Ночь в самом деле была еще более бурной, чем прошлая. Огневой налет в 2:15 в особенности превзошел все предыдущие. Град тяжелых снарядов вокруг моего блиндажа. В полном вооружении стояли мы на лестнице в штольню, свет маленьких огарков отражался мерцанием в мокрых заплесневелых стенах. Через вход вползал голубой дым. С потолка крошило землей. Бум! «Черт возьми!» – «Спичку, спичку!» – «Гаатовсь!» Сердце колотилось у горла. Руки, не слушаясь, освобождали капсюль гранаты. «Это последний» – «Пошел!» Когда мы ринулись к выходу, упал еще один снаряд со сдерживающим зажиганием. Нас швырнуло воздушной волной обратно. Тем не менее, хоть еще и спускались с великим шумом последние железные птички, все посты уже были заняты командой. Ворох ракет как днем осветил завешанную густым пологом дыма нейтральную полосу. В этих мгновениях, когда весь состав в наивысшем напряжении стоял за бруствером, было что-то таинственное; они напоминали ту перехватывающую дыхание, следующую за поднятым занавесом секунду, когда вдруг обрывается музыка и всю сцену заливает свет.
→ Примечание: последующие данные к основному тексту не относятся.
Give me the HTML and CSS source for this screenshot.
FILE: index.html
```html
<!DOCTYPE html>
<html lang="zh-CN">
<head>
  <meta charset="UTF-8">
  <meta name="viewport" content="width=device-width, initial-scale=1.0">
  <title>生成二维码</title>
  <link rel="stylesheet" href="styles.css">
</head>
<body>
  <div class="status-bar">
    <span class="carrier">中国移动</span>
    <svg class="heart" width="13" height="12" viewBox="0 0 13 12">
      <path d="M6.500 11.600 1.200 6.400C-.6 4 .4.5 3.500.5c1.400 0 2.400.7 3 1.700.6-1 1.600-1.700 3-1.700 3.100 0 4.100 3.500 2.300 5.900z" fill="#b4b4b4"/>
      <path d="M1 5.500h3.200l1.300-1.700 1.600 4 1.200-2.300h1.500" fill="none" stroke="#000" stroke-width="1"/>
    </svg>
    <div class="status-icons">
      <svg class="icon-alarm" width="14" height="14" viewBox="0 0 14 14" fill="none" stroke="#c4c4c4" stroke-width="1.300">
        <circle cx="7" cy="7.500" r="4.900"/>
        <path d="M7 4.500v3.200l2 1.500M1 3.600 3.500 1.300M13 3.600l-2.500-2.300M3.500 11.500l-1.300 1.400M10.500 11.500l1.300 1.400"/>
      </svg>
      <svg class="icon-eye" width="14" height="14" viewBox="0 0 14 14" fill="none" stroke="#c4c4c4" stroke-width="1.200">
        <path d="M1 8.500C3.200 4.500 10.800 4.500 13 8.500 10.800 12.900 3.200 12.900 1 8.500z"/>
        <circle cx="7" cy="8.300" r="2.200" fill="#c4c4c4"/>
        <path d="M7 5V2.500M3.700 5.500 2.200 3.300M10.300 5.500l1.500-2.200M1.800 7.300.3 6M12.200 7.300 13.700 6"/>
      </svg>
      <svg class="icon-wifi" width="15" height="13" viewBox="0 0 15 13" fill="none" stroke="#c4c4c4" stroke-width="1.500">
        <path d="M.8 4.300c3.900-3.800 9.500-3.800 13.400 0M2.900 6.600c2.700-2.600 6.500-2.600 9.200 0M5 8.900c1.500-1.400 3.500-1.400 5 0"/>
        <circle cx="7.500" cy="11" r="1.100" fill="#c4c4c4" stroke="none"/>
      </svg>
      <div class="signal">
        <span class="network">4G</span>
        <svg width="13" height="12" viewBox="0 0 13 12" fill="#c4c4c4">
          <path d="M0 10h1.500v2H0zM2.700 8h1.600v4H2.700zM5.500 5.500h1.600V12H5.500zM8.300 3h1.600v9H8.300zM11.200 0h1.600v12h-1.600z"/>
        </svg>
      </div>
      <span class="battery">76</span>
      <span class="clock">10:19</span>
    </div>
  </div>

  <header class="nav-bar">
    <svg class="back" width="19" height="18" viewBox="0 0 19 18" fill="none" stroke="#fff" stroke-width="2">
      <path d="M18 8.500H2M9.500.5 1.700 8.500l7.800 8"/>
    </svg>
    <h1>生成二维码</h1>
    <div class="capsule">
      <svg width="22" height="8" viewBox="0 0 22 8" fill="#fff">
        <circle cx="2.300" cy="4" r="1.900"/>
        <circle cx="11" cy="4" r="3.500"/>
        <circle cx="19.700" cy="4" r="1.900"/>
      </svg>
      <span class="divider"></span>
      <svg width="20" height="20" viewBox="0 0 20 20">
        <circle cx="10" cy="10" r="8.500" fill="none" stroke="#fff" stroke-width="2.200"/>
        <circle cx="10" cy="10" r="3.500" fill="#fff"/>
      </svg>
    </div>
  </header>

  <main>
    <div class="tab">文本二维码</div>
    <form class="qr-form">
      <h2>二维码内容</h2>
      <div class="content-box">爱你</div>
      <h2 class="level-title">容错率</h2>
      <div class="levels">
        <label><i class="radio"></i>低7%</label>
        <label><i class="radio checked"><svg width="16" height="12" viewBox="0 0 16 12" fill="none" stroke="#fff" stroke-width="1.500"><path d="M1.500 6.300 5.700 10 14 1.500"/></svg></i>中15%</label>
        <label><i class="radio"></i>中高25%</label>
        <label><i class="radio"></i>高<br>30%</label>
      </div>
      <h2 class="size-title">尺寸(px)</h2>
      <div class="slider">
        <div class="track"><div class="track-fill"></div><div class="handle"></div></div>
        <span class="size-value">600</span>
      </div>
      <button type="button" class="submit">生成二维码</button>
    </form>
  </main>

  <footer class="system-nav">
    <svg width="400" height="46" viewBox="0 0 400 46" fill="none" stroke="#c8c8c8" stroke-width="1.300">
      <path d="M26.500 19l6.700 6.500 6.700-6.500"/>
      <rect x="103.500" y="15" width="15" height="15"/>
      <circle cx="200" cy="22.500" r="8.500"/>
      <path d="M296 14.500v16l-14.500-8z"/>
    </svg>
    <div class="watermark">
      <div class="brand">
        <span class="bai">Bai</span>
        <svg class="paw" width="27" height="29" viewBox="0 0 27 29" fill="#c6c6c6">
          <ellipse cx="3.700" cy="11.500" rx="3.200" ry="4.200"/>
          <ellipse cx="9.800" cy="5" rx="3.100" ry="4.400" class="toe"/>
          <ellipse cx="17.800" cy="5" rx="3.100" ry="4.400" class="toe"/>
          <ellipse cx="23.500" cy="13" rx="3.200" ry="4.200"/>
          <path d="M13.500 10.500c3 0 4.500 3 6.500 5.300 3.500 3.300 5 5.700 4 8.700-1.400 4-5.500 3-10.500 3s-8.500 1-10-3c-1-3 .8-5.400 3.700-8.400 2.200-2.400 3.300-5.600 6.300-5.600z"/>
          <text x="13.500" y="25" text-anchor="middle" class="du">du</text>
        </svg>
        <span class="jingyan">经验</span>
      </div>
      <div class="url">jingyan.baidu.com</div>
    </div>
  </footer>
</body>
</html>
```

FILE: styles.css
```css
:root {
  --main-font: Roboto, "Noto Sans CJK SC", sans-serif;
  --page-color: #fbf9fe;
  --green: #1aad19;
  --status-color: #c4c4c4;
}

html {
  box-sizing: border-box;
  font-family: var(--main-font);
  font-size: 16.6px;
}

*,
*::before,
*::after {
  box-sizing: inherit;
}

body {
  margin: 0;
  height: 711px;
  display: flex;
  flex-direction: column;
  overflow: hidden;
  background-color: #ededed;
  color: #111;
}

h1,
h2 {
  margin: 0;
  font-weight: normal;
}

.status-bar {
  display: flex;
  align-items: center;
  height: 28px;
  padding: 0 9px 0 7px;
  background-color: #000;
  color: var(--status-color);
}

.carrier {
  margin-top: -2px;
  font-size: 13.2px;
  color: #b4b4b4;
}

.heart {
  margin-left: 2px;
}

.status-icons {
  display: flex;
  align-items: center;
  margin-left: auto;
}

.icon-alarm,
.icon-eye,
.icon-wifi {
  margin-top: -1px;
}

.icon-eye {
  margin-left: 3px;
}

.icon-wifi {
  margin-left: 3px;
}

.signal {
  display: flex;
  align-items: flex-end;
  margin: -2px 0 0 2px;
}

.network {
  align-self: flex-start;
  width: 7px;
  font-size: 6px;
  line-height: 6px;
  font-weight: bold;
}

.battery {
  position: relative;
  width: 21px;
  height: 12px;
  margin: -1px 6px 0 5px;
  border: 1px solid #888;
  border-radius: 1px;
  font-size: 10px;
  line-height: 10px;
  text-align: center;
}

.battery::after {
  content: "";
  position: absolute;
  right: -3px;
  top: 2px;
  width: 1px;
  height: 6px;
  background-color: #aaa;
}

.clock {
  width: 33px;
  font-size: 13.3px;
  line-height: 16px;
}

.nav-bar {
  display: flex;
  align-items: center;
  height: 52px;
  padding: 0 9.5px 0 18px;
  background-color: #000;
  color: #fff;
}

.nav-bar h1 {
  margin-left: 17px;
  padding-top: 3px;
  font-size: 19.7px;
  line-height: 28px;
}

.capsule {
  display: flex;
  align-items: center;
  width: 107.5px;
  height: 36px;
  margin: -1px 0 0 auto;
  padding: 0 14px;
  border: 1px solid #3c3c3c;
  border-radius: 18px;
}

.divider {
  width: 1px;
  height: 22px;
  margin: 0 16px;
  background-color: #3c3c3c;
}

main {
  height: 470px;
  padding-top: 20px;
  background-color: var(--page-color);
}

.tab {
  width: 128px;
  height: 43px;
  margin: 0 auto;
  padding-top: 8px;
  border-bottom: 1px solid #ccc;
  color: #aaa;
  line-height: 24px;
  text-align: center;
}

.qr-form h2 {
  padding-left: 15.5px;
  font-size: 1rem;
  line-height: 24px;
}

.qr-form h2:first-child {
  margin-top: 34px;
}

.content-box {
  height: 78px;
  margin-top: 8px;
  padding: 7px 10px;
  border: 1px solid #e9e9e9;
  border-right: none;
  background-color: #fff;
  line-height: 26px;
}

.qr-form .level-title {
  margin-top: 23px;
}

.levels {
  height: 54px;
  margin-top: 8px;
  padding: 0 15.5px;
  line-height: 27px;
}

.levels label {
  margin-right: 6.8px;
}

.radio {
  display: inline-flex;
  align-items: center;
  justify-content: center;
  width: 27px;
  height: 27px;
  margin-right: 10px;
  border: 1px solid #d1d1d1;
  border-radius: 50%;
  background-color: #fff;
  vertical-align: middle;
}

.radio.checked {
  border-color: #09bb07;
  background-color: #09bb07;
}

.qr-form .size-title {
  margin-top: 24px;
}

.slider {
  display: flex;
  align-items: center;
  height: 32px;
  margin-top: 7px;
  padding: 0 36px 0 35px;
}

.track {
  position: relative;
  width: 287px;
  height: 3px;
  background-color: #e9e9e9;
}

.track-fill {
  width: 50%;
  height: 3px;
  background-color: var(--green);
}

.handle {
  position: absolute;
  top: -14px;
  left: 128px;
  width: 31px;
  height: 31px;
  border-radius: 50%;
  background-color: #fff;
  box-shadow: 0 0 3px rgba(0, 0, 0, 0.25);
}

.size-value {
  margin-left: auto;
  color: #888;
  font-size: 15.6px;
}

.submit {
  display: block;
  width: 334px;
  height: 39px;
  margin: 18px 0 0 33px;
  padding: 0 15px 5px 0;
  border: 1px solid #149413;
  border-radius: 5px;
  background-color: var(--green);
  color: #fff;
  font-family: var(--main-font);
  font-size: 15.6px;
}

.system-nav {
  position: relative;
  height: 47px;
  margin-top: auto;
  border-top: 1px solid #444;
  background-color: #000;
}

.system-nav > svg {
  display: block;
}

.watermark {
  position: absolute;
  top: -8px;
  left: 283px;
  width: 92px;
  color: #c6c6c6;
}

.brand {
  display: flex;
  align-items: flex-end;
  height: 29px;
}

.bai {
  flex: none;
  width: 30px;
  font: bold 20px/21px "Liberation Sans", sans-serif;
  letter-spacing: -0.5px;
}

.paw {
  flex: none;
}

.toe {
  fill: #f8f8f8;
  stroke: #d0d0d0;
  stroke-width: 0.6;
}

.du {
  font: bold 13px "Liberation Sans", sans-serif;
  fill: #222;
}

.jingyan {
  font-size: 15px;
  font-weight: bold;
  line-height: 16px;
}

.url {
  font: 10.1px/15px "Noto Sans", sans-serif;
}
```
Несколько часов этой ночи я провел, прислонившись ко входу в мой блиндаж, обращенный в сторону вражеской линии, и поглядывая на часы, чтобы сделать записи об обстреле. Я наблюдал за постовым – человеком в годах, отцом семейства, иногда освещаемым сполохами разрывов, стоявшим надо мной совершенно неподвижно за своим орудием. Когда огонь утих, мы понесли еще одну потерю: стрелок Нинхюзер внезапно упал со своего места на посту и с грохотом скатился по лестнице штольни к ногам товарищей, стоявших внизу наготове. Обследовав жуткого пришельца, они нашли маленькую рану на лбу и кровоточившее отверстие над правым соском. Так и осталось неясным, ранение или стремительное падение было причиной смерти.
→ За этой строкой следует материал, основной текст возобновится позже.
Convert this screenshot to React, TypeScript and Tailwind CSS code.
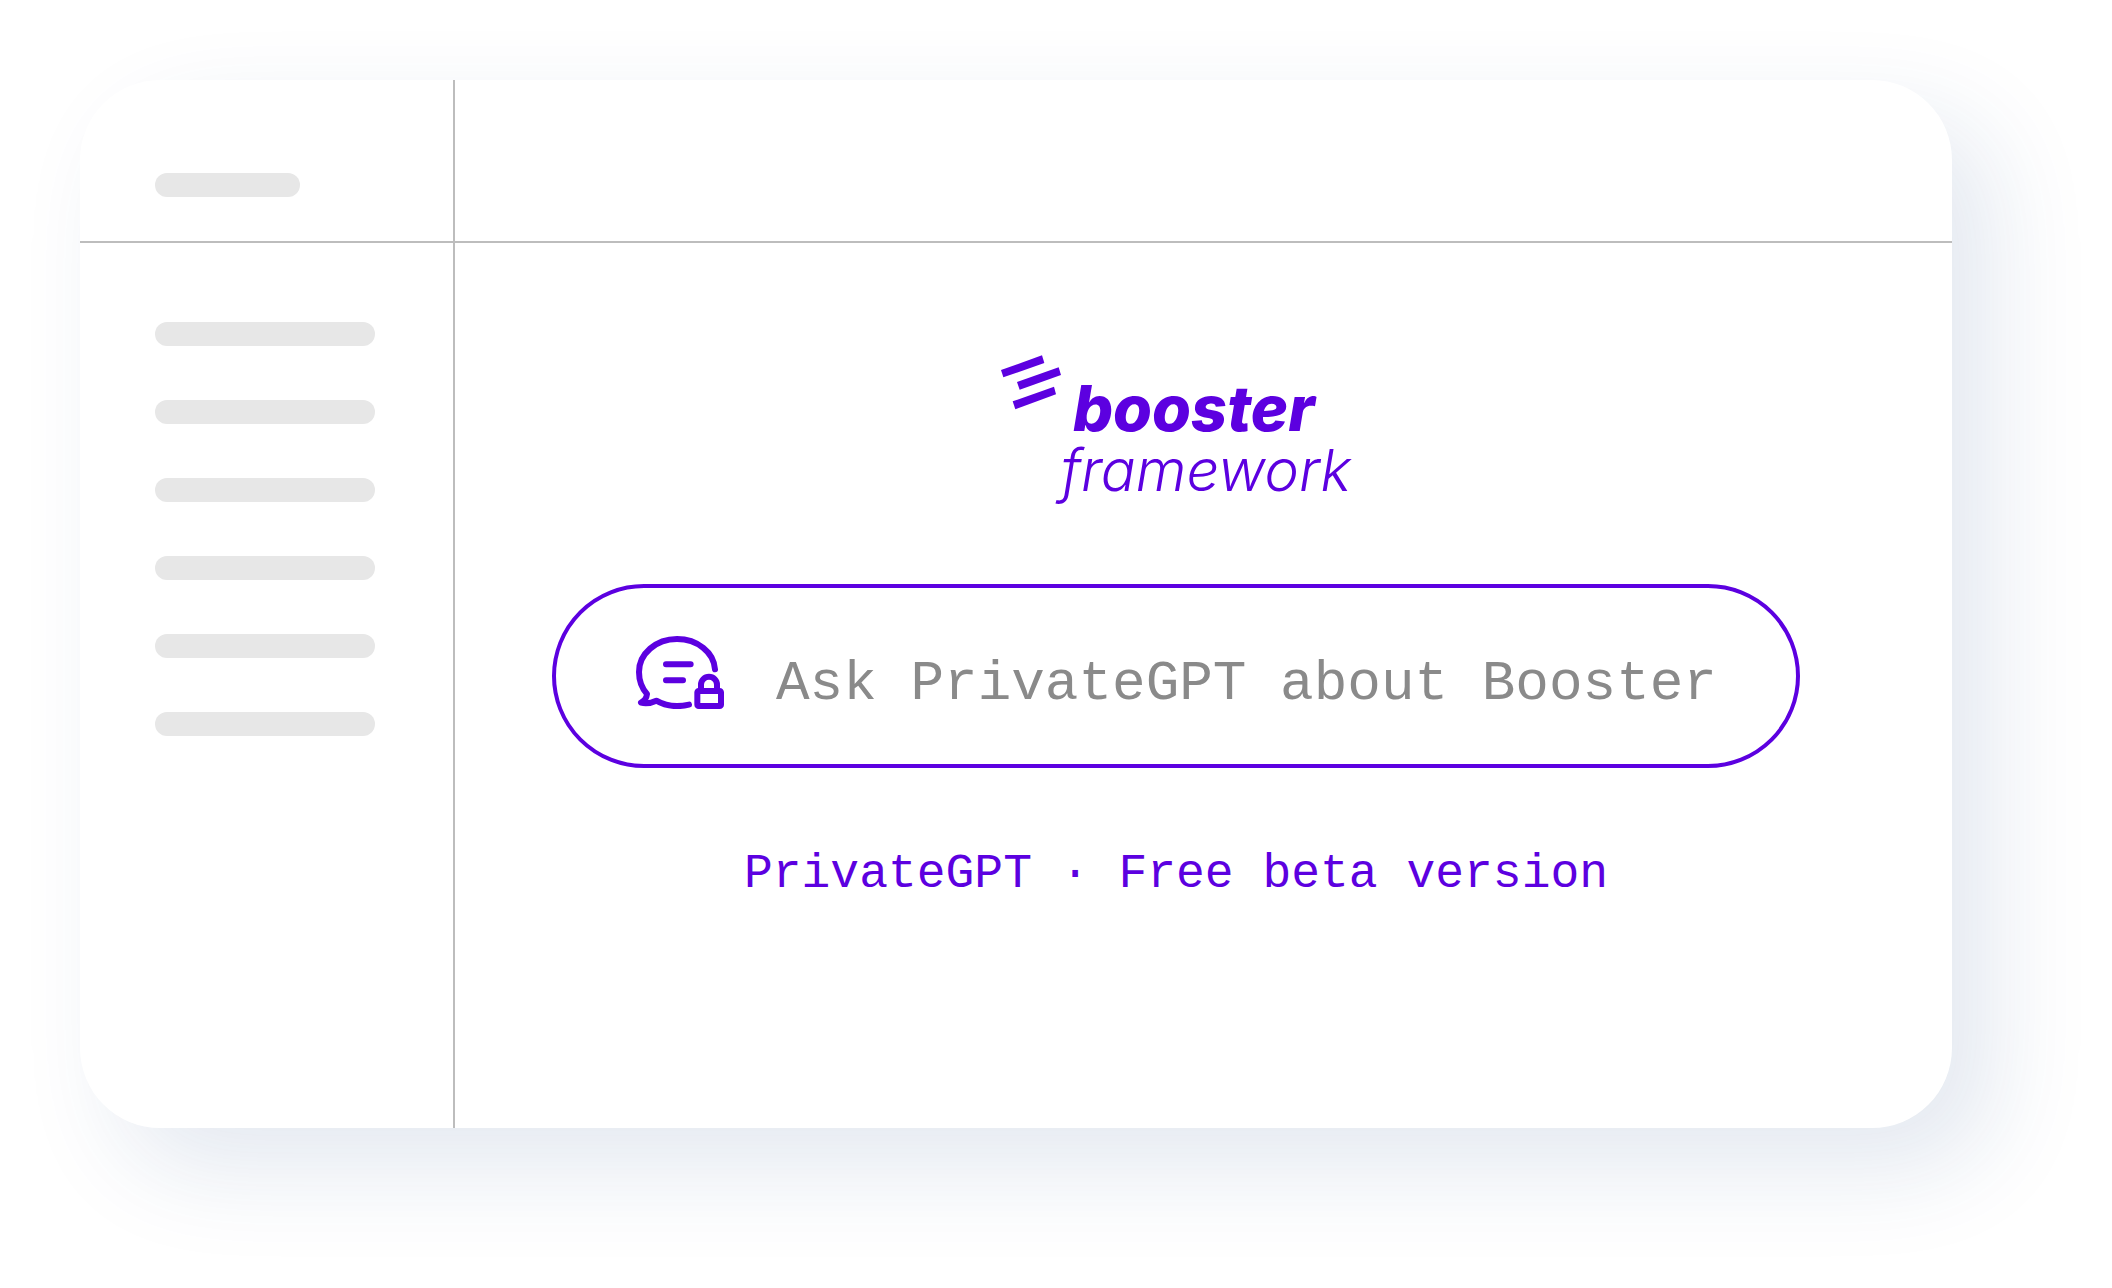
import { useState } from 'react'

const NAV_ROWS = [1, 2, 3, 4, 5, 6]

export default function App() {
  const [question, setQuestion] = useState('')

  return (
    <div className="flex min-h-screen bg-white pt-20 pr-40 pb-40 pl-20">
      <div className="grid flex-1 grid-cols-[375px_1fr] grid-rows-[163px_1fr] overflow-hidden rounded-[80px] bg-white shadow-[40px_40px_100px_rgba(22,63,130,0.12)]">
        {/* Top bar */}
        <div className="border-r-2 border-b-2 border-[#bdbdbd] pt-[93px] pl-[75px]">
          <div className="h-6 w-[145px] rounded-full bg-[#e7e7e7]" />
        </div>
        <header className="border-b-2 border-[#bdbdbd]" />

        {/* Sidebar placeholders */}
        <aside className="flex flex-col gap-[54px] border-r-2 border-[#bdbdbd] pt-[79px] pl-[75px]">
          {NAV_ROWS.map((row) => (
            <div key={row} className="h-6 w-[220px] rounded-full bg-[#e7e7e7]" />
          ))}
        </aside>

        <main className="flex flex-col items-center pt-28 pr-[152px] pl-[97px] text-[#5c00e0]">
          <Logo />

          <label className="mt-[83px] flex h-[184px] w-full items-start gap-[52px] rounded-full border-4 border-[#5c00e0] pt-12 pr-12 pl-20">
            <PrivateChatIcon />
            <input
              type="text"
              value={question}
              onChange={(e) => setQuestion(e.target.value)}
              placeholder="Ask PrivateGPT about Booster"
              aria-label="Ask PrivateGPT about Booster"
              className="h-24 min-w-0 flex-1 bg-transparent font-['Liberation_Mono',monospace] text-[56px] text-[#8a8a8a] outline-none placeholder:text-[#8a8a8a]"
            />
          </label>

          <p className="mt-[74px] font-['Liberation_Mono',monospace] text-5xl leading-[64px] whitespace-nowrap">
            PrivateGPT · Free beta version
          </p>
        </main>
      </div>
    </div>
  )
}

function Logo() {
  return (
    <div className="flex items-start font-['Inter',sans-serif] italic">
      <svg
        width="60"
        height="55"
        viewBox="60 47 180 165"
        fill="currentColor"
        aria-hidden
      >
        <path d="M60 92 183 48 190 71 67 114Z" />
        <path d="M108 128 233 84 240 107 116 151Z" />
        <path d="M95 186 219 142 225 165 103 210Z" />
      </svg>
      <div className="flex flex-col pt-[22px] leading-[62px]">
        <span className="pl-3 text-[63px] font-extrabold">booster</span>
        <span className="text-[58px] font-light">framework</span>
      </div>
    </div>
  )
}

function PrivateChatIcon() {
  return (
    <svg
      className="shrink-0"
      width="88"
      height="73"
      viewBox="288 197 264 219"
      fill="none"
      stroke="currentColor"
      strokeWidth="18"
      strokeLinecap="round"
      strokeLinejoin="round"
      aria-hidden
    >
      <path d="M525 297C522 246 472 206 411 206C348 206 297 250 297 305C297 331 306 354 321 371C320 381 314 391 303 397C318 401 334 398 349 391C378 408 412 411 447 403" />
      <path d="M378 282H452M378 330H429" />
      <rect x="472" y="362" width="71" height="45" rx="4" />
      <path d="M483 360V343a24 24 0 0 1 48 0V360" />
    </svg>
  )
}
К концу этой ужасной ночи нас сменила шестая рота. В том особом состоянии угнетенности, какое вызывает рассвет после бессонной ночи, прошли мы по линиям траншей на Монши и оттуда – к выдвинутой на окраину Аденферского леса второй позиции, предложившей нашим глазам широкий обзор начала битвы на Сомме. Участки фронта слева от нас были окутаны белым и черным дымом, башнями вырастали места попадания тяжелых снарядов, над ними сверкали сотни молний разрывающейся шрапнели. Только пестрые ракеты – немой призыв к артиллерии о помощи – выдавали, что на позициях еще была жизнь. Впервые я увидел огонь, сравнимый лишь со стихиями природы.
Когда мне удалось, наконец, в этот вечер отоспаться, мы получили приказ грузить в Монши тяжелые снаряды и напрасно прождали всю ночь какой-то застрявший транспорт, пока англичане отвесным огнем пулеметов и прочесывавшей улицы шрапнелью, к счастью безуспешно, покушались на нашу жизнь. Особенно злил меня классный пулеметчик, так высоко веером строчивший в воздух, что пули под действием силы тяжести еще быстрее отвесно падали вниз. Так что не было никакого смысла укрываться где-нибудь за стеной.
В эту ночь противник явил нам пример всей тщательности, с какой он вел наблюдение. На второй позиции, приблизительно в двух тысячах метров от врага, перед одной еще не устроенной складской штольней выросла гора мела. Англичане сделали из этого, к сожалению, верный вывод: ночью эту кучу следовало бы замаскировать – и обстреляли ее шрапнелью, тяжело ранив трех человек.
Утром мой сон опять был спугнут приказом вести взвод на участок С для шанцевых работ. Мои подразделения находились внутри шестой роты. Несколько человек я отвел в Аденферский лес, чтобы занять их там рубкой деревьев. На обратном пути к позиции я зашел в свой блиндаж поспать с полчасика – но напрасно! В этот день не видать мне было покоя! Едва я стащил сапоги, как со стороны Аденферского леса услышал бойкий огонь нашей артиллерии. Тут же у входа в траншею появился мой денщик Паулике и заорал вниз: «Газовая атака!»
Я выхватил противогаз, влез в сапоги, застегнул пояс, помчался наружу и увидел там гигантское, плотным беловатым туманом висевшее над Монши облако газа, которое, подгоняемое слабым ветром, катилось к разрушенному до основания пункту 124.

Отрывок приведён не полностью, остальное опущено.